Latina – Scarface, l’ultimo processo della Dda che sbarca in aula
A maggio il dibattimento, alcuni imputati scelgono l’abbreviato. Contestate ai Di Silvio le modalità mafiose
La Redazione
13/03/2022 14:50
Sarà l’ottavo processo della Dda da tre anni a questa parte che arriva in Tribunale a Latina e dove viene contestata a vario titolo nei confronti degli imputati la modalità dell’aggravante mafiosa.
Il primo fu Alba pontina che iniziò nel marzo del 2019, questo è Scarface, l’ultima maxi inchiesta della Squadra Mobile, coordinata dal pubblico ministero Luigia Spinelli dove viene ipotizzato il vincolo associativo nei confronti di alcuni componenti del clan Di Silvio.
Il collegio difensivo di alcuni dei 30 imputati punta al giudizio abbreviato (un rito previsto dal codice che prevede la riduzione di un terzo della pena), mentre per gli altri la strada sarà quella del dibattimento con l’udienza fissata per il 17 maggio davanti al Collegio penale del Tribunale di Latina. Una volta che il Riesame aveva depositato le motivazioni dell’inchiesta, lasciando per molti arrestati ben solido l’impianto accusatorio, la Procura aveva esercitato l’azione penale chiedendo il giudizio immediato, in base agli elementi raccolti dalla Polizia nel corso delle indagini che poggiano le basi anche sulle dichiarazioni rilasciate dai collaboratori di giustizia che in questo fascicolo sono quattro. Nelle carte di Scarface, il ruolo di leader carismatico è riconducibile a Giuseppe Romolo, in carcere per l’omicidio di Fabio Buonamano. L’ordinanza di custodia cautelare era stata eseguita lo scorso 27 ottobre e la struttura investigativa è la stessa proprio dell’altra operazione Alba pontina.
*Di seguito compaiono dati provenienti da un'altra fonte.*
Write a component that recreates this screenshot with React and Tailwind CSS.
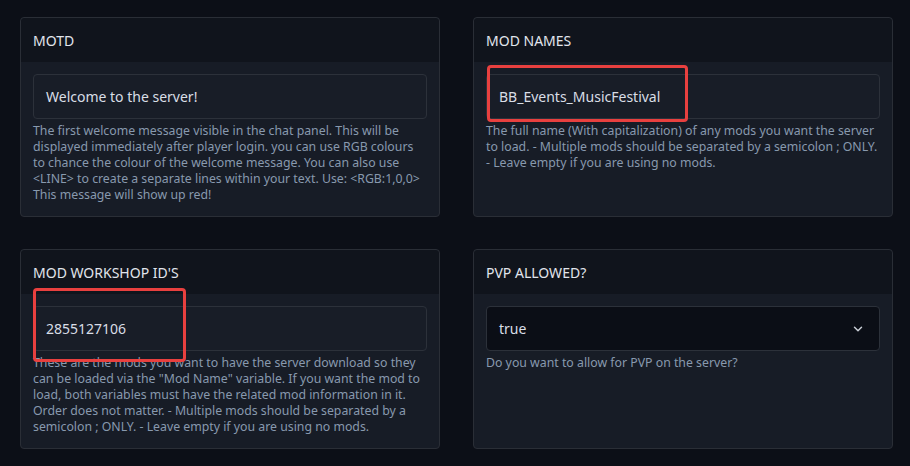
import { ChevronDown } from "lucide-react";

const font = { fontFamily: '"Noto Sans", "Open Sans", sans-serif' };

function Card({ title, children, highlight }) {
  return (
    <div className="relative h-[200px] rounded-[4px] border border-[#2a2e36] bg-[#171c26]">
      <div className="h-[44px] flex items-center px-[12px] bg-[#10141c] rounded-t-[4px] text-[14px] font-normal text-[#e1e5ec]">
        {title}
      </div>
      <div className="px-[12px] pt-[12px]">{children}</div>
      {highlight}
    </div>
  );
}

function TextField({ value }) {
  return (
    <div className="h-[45px] flex items-center px-[12px] rounded-[4px] border border-[#2c313a] bg-[#181d27] text-[14px] text-[#d9dee6]">
      {value}
    </div>
  );
}

function Help({ children }) {
  return <p className="mt-[4px] text-[12.3px] leading-[16px] text-[#8899ae]">{children}</p>;
}

export default function App() {
  return (
    <div className="min-h-screen w-[910px] bg-[#0c0f17] pt-[17px] pl-[20px] pr-[17px]" style={font}>
      <div className="grid grid-cols-2 gap-x-[33px] gap-y-[32px]">
        <Card title="MOTD">
          <TextField value="Welcome to the server!" />
          <Help>
            The first welcome message visible in the chat panel. This will be displayed immediately after player login. you can use RGB colours to chance the colour of the welcome message. You can also use &lt;LINE&gt; to create a separate lines within your text. Use: &lt;RGB:1,0,0&gt; This message will show up red!
          </Help>
        </Card>

        <Card
          title="MOD NAMES"
          highlight={<div className="absolute left-[13px] top-[47px] w-[201px] h-[57px] rounded-[4px] border-[3px] border-[#e8403f]" />}
        >
          <TextField value="BB_Events_MusicFestival" />
          <Help>
            The full name (With capitalization) of any mods you want the server to load. - Multiple mods should be separated by a semicolon ; ONLY. - Leave empty if you are using no mods.
          </Help>
        </Card>

        <Card
          title="MOD WORKSHOP ID'S"
          highlight={<div className="absolute left-[12px] top-[38px] w-[153px] h-[74px] rounded-[4px] border-[3px] border-[#e8403f]" />}
        >
          <TextField value="2855127106" />
          <Help>
            These are the mods you want to have the server download so they can be loaded via the "Mod Name" variable. If you want the mod to load, both variables must have the related mod information in it. Order does not matter. - Multiple mods should be separated by a semicolon ; ONLY. - Leave empty if you are using no mods.
          </Help>
        </Card>

        <Card title="PVP ALLOWED?">
          <div className="h-[45px] flex items-center justify-between px-[12px] rounded-[4px] border border-[#2c313a] bg-[#0b0e16] text-[14px] text-[#d9dee6]">
            <span>true</span>
            <ChevronDown size={14} strokeWidth={2.5} className="text-[#c9ced6] mr-[2px]" />
          </div>
          <Help>Do you want to allow for PVP on the server?</Help>
        </Card>
      </div>
    </div>
  );
}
Il via a tutti gli accertamenti a seguito di un pestaggio avvenuto tre anni fa all’esterno di un locale di piazza Moro e le indagini su questo episodio avevano portato a ricostruire una altra inchiesta satellite di Scarface e cioè Movida.
L’associazione di stampo mafioso viene contestata a sette persone appartenenti ai Di Silvio, tra cui Carmine, Costantino detto zio Costanzo, che rappresentava un punto di riferimento per i più giovani e poi Antonio detto Patatino e Ferdinando detto Prosciutto figli di Romolo, il cognato Fabio Di Stefano e Ferdinando detto Pescio.
Nel provvedimento restrittivo il giudice Rosalba Liso che aveva firmato la misura richiesta dai pubblici ministeri, aveva sottolineato un particolare di primo piano: nessuna delle vittime si è rivolta alle forze dell’ordine e non tutte una volta convocate avevano confermato i sospetti e le vessazioni subite, a partire dalle estorsioni.
In un caso un esercente di Latina aveva detto di aver accordato uno sconto nel suo negozio per un motivo: «il quieto vivere».